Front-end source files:
· · ·

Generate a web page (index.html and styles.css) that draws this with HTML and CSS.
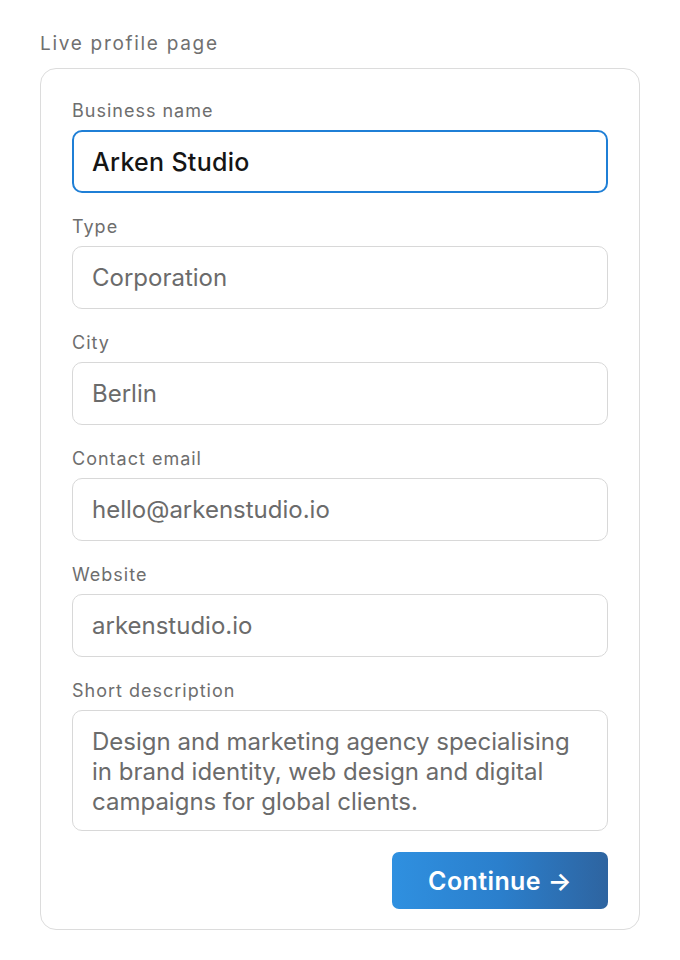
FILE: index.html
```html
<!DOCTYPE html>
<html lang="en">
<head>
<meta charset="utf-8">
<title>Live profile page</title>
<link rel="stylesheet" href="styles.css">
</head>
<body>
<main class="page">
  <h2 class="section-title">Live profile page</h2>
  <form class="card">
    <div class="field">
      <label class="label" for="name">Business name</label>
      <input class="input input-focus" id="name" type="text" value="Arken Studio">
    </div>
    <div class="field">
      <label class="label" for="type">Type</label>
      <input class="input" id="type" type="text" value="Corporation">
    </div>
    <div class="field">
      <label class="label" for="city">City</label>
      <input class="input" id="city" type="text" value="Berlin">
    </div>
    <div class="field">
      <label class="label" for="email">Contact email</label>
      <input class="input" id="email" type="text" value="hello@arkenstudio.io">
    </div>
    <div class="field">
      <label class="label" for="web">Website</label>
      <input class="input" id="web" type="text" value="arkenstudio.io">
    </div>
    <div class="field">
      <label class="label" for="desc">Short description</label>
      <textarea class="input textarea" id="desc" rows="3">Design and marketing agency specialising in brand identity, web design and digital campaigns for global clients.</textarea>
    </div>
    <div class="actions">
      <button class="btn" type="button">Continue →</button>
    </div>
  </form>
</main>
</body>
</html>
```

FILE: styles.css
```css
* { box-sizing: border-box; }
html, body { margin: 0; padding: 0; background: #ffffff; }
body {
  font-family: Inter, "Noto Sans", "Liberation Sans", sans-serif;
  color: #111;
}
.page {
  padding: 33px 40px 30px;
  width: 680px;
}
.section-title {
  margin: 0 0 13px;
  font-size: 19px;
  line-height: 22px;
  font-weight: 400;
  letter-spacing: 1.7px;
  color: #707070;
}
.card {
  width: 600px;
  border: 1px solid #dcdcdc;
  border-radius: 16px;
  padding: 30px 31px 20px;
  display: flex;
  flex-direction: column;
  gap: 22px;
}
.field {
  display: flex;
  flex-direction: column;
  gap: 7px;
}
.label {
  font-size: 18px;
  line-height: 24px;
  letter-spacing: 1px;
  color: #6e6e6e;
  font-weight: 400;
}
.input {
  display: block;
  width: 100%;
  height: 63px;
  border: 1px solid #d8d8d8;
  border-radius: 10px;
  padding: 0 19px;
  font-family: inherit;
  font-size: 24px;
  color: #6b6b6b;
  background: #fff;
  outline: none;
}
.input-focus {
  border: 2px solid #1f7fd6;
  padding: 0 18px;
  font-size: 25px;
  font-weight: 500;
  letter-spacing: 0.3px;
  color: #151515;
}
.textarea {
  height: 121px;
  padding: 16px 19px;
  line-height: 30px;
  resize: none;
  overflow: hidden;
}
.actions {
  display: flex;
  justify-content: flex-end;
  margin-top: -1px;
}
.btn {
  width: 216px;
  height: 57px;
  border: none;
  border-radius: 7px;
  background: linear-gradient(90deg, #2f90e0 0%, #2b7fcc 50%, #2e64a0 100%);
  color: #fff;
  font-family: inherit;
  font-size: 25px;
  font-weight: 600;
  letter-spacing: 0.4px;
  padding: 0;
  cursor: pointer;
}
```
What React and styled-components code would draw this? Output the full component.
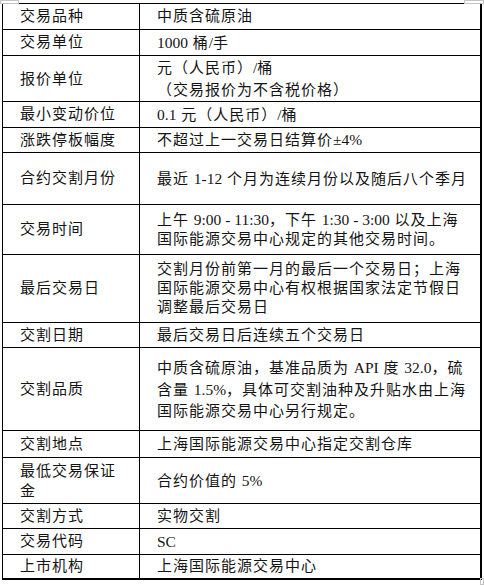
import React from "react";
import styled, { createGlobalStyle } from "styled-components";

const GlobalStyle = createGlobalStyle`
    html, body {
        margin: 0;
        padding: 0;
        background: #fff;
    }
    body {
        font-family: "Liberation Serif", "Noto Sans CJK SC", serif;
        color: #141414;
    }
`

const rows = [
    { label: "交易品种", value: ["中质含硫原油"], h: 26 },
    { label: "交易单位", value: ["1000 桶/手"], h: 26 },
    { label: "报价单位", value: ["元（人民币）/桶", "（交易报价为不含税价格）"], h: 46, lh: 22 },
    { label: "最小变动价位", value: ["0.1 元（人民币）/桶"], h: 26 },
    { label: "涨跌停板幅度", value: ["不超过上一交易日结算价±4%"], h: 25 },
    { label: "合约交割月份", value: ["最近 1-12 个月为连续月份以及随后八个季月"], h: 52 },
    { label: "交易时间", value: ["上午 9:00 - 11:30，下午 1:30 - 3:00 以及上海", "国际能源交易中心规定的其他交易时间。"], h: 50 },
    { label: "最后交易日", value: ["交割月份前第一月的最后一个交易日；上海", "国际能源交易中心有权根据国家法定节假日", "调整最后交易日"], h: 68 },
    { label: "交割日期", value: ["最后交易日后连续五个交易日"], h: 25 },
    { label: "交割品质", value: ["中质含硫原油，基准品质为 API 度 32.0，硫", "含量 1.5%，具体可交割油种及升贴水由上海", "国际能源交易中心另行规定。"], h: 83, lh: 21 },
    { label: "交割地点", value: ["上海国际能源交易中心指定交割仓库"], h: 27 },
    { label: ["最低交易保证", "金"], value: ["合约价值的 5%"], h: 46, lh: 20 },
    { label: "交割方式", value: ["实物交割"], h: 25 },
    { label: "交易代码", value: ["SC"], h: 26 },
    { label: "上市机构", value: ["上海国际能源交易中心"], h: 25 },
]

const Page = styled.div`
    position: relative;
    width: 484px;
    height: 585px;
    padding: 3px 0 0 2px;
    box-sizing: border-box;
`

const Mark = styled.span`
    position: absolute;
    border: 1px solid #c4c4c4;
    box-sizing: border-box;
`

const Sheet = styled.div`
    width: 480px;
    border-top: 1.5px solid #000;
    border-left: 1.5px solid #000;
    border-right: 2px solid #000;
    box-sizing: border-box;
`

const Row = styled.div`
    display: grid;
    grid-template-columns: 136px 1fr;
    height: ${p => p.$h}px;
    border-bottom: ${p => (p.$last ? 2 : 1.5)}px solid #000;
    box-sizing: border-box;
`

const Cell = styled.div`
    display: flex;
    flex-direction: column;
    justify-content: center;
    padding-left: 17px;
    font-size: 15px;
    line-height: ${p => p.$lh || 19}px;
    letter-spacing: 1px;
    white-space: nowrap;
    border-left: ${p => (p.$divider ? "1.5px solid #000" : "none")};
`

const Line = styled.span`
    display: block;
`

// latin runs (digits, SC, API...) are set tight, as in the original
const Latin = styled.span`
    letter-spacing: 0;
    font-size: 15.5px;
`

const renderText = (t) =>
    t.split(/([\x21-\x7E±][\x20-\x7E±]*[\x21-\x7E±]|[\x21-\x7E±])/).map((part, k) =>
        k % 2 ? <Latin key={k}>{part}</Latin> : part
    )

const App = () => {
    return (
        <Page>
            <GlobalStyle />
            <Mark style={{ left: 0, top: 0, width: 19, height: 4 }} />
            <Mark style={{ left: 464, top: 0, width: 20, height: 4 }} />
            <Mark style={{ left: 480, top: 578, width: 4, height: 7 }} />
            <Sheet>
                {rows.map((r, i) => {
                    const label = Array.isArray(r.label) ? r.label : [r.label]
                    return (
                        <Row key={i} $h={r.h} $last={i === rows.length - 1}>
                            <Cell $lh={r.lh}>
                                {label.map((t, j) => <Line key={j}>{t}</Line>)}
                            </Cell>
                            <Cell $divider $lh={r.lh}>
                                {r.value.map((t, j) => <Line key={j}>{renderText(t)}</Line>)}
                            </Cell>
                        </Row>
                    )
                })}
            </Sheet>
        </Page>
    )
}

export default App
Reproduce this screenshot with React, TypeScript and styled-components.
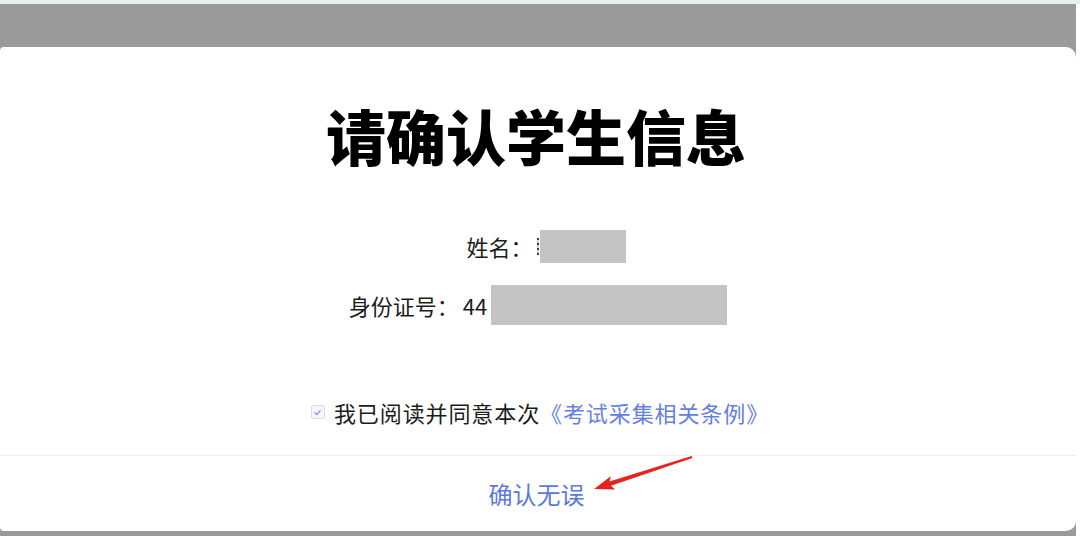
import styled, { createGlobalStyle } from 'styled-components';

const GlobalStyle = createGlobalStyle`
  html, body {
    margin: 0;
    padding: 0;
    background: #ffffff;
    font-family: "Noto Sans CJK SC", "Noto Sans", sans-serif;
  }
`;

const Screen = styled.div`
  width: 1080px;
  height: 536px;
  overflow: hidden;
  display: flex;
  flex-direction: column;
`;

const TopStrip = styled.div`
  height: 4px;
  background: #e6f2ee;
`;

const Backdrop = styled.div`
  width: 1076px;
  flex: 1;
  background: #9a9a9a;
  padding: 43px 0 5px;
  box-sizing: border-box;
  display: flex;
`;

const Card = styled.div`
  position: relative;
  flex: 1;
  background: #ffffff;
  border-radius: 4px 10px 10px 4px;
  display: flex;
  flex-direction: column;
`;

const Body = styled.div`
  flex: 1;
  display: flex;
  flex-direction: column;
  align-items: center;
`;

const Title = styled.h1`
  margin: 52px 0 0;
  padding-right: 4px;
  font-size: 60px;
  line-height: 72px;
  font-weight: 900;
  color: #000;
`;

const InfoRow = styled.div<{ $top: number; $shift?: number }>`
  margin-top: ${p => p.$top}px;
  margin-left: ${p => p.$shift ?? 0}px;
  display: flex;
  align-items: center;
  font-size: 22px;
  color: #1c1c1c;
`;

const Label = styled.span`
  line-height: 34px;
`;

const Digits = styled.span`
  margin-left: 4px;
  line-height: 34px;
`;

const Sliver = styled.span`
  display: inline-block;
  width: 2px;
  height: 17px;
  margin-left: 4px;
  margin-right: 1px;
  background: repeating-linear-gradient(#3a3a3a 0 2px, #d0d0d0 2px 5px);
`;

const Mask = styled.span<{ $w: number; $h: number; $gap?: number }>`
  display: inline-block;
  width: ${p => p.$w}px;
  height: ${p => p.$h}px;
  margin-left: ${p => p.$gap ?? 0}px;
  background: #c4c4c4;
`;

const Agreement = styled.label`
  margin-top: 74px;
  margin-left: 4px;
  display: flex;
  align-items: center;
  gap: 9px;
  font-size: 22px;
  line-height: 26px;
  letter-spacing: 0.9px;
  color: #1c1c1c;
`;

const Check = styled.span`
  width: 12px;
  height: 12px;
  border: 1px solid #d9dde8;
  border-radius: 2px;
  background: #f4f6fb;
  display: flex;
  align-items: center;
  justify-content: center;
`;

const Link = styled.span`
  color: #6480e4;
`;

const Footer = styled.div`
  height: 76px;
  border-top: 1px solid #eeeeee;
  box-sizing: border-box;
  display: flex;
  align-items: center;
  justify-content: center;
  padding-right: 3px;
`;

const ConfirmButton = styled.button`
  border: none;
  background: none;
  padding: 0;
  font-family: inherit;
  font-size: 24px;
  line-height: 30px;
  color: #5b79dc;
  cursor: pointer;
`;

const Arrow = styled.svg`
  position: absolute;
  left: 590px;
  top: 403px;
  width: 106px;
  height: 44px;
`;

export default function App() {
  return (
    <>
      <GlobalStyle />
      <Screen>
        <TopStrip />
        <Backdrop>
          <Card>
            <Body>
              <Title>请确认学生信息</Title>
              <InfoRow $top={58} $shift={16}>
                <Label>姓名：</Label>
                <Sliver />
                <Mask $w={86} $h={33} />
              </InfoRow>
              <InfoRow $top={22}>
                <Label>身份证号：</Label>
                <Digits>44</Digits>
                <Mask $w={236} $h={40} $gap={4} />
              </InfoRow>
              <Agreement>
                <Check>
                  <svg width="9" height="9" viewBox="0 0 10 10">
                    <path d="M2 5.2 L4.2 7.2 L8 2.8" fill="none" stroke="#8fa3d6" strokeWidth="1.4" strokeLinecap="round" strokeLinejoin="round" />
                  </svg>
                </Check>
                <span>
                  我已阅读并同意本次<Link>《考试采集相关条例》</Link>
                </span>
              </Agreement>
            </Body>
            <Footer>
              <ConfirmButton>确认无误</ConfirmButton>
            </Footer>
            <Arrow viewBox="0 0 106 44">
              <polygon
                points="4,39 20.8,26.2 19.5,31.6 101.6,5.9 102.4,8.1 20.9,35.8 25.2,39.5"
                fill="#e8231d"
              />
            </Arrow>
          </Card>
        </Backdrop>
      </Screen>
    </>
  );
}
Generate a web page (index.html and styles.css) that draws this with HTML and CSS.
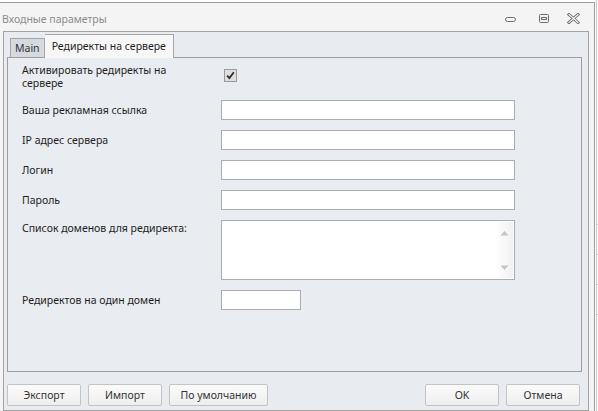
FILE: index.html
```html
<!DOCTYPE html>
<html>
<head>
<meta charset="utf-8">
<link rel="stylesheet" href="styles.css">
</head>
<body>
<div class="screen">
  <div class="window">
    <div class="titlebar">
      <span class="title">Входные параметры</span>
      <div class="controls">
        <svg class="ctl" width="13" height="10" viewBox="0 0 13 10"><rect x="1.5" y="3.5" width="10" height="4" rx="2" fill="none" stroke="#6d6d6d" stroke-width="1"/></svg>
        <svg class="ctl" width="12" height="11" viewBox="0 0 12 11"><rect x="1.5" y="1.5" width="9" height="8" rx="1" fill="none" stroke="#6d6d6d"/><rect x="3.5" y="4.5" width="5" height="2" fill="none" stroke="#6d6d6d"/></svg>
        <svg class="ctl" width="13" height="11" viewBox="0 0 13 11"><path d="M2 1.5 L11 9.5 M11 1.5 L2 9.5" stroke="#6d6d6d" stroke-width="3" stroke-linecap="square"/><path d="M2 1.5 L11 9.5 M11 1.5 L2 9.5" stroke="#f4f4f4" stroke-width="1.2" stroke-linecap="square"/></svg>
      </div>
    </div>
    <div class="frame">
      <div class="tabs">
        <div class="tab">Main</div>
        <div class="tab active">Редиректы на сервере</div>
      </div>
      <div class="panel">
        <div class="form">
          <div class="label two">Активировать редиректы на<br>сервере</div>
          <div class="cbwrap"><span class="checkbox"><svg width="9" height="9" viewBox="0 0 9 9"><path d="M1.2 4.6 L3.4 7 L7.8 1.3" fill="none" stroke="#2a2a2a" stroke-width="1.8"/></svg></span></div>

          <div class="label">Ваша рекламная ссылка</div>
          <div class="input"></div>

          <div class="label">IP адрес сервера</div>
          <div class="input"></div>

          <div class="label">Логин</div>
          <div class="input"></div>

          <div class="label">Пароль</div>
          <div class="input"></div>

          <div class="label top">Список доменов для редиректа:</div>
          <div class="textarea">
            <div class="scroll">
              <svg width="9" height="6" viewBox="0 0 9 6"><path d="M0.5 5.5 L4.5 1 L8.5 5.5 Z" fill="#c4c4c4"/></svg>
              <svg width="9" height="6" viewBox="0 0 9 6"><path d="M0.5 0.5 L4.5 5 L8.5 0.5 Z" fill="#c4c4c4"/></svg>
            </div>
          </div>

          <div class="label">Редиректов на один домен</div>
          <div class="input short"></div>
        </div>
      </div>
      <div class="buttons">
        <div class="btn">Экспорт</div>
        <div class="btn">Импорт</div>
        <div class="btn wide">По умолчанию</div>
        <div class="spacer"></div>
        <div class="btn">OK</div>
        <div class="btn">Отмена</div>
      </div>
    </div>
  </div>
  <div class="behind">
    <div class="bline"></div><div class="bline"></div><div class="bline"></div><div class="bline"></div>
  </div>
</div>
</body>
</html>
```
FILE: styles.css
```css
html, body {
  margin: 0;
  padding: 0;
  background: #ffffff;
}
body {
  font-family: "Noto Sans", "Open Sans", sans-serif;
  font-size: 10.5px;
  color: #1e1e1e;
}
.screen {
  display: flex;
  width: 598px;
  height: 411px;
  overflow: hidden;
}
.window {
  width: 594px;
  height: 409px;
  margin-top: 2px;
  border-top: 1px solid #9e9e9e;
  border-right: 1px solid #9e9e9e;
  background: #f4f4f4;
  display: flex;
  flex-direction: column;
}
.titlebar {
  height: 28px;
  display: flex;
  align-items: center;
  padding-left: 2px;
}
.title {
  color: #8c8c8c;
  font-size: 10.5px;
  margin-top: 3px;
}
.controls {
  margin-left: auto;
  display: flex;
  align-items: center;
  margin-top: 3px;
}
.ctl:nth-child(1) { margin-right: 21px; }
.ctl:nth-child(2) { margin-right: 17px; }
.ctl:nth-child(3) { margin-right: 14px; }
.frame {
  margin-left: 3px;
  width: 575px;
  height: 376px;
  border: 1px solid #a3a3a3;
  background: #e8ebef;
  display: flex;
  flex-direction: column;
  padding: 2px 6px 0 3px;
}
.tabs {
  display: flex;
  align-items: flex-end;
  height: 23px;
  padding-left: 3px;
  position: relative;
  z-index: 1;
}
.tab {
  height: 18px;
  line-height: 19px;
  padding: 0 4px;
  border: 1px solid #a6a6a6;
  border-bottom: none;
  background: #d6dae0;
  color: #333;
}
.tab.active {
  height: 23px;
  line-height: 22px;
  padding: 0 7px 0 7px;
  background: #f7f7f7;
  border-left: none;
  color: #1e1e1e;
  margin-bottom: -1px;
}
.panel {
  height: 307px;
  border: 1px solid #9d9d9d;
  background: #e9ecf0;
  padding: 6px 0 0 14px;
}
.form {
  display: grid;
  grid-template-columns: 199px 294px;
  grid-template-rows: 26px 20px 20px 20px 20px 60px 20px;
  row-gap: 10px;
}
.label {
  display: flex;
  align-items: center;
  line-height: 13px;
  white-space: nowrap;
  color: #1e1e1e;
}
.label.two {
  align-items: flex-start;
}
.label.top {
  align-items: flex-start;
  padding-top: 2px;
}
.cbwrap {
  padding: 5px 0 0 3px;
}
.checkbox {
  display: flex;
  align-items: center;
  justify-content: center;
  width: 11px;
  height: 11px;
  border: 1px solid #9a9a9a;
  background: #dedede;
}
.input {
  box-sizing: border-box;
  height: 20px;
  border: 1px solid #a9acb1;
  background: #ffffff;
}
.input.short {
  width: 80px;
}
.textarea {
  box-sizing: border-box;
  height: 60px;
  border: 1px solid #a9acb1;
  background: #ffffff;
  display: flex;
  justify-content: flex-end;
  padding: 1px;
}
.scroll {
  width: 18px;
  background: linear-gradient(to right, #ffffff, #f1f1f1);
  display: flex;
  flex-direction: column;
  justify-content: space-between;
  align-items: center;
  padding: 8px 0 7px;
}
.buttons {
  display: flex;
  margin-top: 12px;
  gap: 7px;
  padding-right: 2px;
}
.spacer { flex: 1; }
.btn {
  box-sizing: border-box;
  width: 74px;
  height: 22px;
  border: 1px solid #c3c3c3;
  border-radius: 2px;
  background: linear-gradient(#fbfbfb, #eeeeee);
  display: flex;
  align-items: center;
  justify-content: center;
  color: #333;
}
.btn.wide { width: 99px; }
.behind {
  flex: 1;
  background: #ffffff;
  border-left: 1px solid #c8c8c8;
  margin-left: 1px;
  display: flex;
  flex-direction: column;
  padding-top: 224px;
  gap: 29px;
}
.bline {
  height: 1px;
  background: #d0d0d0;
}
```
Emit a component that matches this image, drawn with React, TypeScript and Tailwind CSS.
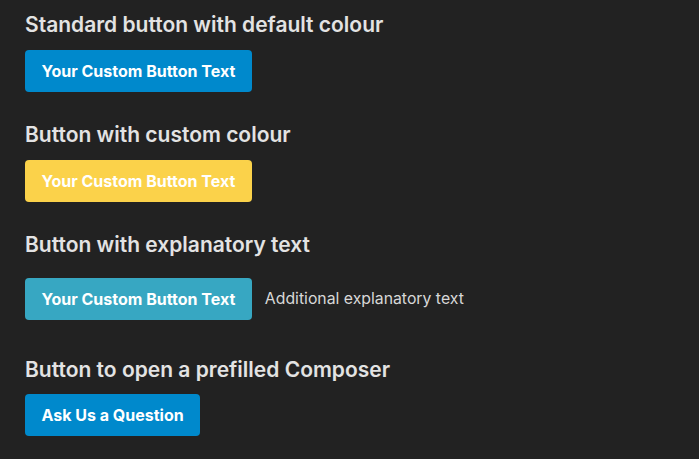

· · ·

THE REQUEST | From the data above, show each line that contains "components".

SOLUTION TO THIS PROBLEM |
What React and styled-components code would draw this? Output the full component.
import styled, { createGlobalStyle } from "styled-components";
Reproduce this screenshot with React, TypeScript and styled-components.
import styled, { createGlobalStyle } from 'styled-components';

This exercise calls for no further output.